Probabilistic Record Linkage using Elastic Search

Hi,

I would like to know How do I use Elastic Search to implement Probabilistic Record Linkage across multiple data set?
Do we I need to pre-process the data from multiple source first then push the data into ES or Shall I load the data directly push the data into ES?

You can load the data sets and then you can use fuzzy matching and/or implement function score scripts. See for example https://github.com/YannBrrd/elasticsearch-entity-resolution

It doesn't support 1.7.1 which internally uses Duke. This supports till 1.4.1

Did you try it?

It compiles against Elasticsearch 1.7.1 without any changes, so it will work.

Yup I tried it compiles against 1.7.1 only if we skip the test cases.

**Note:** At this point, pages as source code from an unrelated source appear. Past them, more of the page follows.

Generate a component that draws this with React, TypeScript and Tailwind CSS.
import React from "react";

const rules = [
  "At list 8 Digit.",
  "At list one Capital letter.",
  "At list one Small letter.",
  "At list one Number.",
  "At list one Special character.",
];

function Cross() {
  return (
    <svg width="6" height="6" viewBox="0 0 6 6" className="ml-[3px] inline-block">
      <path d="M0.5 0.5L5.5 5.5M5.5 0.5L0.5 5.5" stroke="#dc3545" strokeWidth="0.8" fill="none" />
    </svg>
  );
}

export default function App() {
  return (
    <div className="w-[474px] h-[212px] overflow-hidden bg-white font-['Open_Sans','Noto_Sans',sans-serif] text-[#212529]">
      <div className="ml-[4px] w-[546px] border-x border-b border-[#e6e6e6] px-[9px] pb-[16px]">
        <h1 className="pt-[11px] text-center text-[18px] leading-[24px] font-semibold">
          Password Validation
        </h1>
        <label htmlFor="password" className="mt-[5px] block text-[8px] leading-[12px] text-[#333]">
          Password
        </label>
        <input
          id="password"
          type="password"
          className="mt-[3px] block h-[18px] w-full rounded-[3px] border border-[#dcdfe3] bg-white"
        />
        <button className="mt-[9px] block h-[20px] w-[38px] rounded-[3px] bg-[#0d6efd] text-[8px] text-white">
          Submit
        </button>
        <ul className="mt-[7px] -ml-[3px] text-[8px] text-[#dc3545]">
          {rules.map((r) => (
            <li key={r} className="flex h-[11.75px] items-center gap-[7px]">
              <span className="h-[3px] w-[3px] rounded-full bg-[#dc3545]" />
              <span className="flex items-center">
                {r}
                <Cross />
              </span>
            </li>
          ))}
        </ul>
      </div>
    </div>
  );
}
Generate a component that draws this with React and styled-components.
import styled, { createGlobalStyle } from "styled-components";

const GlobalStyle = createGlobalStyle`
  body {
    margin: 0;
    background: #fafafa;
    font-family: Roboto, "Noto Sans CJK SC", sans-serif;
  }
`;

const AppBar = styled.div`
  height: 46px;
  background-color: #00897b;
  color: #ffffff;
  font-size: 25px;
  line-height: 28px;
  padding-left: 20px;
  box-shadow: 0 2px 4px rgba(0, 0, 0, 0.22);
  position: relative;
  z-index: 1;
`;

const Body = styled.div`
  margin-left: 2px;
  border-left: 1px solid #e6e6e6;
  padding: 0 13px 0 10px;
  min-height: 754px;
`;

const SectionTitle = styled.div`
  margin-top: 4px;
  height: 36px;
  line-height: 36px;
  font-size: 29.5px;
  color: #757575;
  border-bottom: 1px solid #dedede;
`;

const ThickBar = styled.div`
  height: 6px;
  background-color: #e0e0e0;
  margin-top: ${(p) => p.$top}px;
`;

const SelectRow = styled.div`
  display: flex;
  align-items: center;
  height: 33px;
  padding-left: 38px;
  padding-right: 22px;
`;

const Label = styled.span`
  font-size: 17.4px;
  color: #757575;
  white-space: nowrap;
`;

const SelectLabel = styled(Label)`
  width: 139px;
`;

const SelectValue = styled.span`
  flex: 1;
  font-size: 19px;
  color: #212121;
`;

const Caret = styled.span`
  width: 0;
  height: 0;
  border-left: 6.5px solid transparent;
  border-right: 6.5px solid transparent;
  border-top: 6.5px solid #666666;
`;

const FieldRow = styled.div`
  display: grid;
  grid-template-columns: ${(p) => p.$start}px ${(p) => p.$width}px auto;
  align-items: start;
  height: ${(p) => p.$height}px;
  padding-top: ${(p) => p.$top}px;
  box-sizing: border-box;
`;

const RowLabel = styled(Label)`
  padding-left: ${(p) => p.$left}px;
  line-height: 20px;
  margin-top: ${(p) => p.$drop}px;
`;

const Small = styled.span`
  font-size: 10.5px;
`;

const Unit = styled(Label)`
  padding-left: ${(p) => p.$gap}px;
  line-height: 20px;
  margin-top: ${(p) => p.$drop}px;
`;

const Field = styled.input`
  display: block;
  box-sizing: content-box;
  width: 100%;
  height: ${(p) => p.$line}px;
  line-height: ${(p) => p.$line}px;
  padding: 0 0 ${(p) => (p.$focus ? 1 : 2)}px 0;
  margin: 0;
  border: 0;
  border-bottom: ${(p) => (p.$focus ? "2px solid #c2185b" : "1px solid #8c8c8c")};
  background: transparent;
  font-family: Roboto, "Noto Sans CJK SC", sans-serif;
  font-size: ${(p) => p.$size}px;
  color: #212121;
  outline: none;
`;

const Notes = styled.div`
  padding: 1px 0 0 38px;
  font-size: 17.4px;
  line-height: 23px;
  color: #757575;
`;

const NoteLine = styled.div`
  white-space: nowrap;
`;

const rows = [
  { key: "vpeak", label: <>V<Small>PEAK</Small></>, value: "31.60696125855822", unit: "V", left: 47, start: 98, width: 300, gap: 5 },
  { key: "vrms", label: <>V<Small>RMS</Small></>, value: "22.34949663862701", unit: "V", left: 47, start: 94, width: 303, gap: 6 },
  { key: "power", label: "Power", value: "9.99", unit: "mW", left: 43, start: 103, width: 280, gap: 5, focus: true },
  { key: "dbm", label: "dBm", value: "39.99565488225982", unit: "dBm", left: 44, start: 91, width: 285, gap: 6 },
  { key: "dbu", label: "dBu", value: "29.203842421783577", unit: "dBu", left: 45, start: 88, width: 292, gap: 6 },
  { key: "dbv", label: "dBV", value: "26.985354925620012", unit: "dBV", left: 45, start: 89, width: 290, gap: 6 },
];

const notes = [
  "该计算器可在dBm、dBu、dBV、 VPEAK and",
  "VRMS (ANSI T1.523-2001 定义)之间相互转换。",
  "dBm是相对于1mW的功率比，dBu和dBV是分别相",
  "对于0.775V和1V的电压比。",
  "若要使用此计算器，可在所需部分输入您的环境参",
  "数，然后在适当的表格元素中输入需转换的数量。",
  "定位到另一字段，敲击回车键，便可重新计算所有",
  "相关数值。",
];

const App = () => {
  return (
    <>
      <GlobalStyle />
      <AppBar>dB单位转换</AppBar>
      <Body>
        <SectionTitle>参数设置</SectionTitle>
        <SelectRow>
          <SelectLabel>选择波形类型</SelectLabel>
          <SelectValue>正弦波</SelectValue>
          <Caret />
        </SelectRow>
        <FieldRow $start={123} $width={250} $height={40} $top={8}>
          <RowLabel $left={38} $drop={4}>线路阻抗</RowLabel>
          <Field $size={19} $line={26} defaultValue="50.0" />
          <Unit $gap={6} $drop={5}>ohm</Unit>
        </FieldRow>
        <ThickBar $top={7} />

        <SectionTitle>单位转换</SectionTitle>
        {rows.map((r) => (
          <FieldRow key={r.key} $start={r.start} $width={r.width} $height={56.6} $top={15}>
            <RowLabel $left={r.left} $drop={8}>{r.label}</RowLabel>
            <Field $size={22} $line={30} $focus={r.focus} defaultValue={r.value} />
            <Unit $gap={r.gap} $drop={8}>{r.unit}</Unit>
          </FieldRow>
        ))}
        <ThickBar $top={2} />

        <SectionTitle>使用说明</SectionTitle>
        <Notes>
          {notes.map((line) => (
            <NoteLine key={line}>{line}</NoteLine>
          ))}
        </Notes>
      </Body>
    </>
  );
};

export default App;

I took the source code and tried to build/compile it just upgrading the ES version. If I use mvn clean install -DskipTests=true it compiles the code and generates the jar however if I use it only mvn clean install it fails it throws up exception NoClassDef from test class

Test must not fail. You have to update to Lucene 4.10.4 for ES 1.7.1. Edit pom.xml to set versions:

 <properties>
        <project.build.sourceEncoding>UTF-8</project.build.sourceEncoding>
        <elasticsearch.version>1.7.1</elasticsearch.version>
        <lucene.version>4.10.4</lucene.version>
        <duke.version>1.2</duke.version>
    </properties>

Thank you. Already did that. it works now. Now the question is, How should I approach the problem statement in ES? I mean I have two datasets I have to perform the record Linking across dataset. Do I need to index both of the dataset? I am confused with how does this entity-resolution plug-in works with multiple datasets?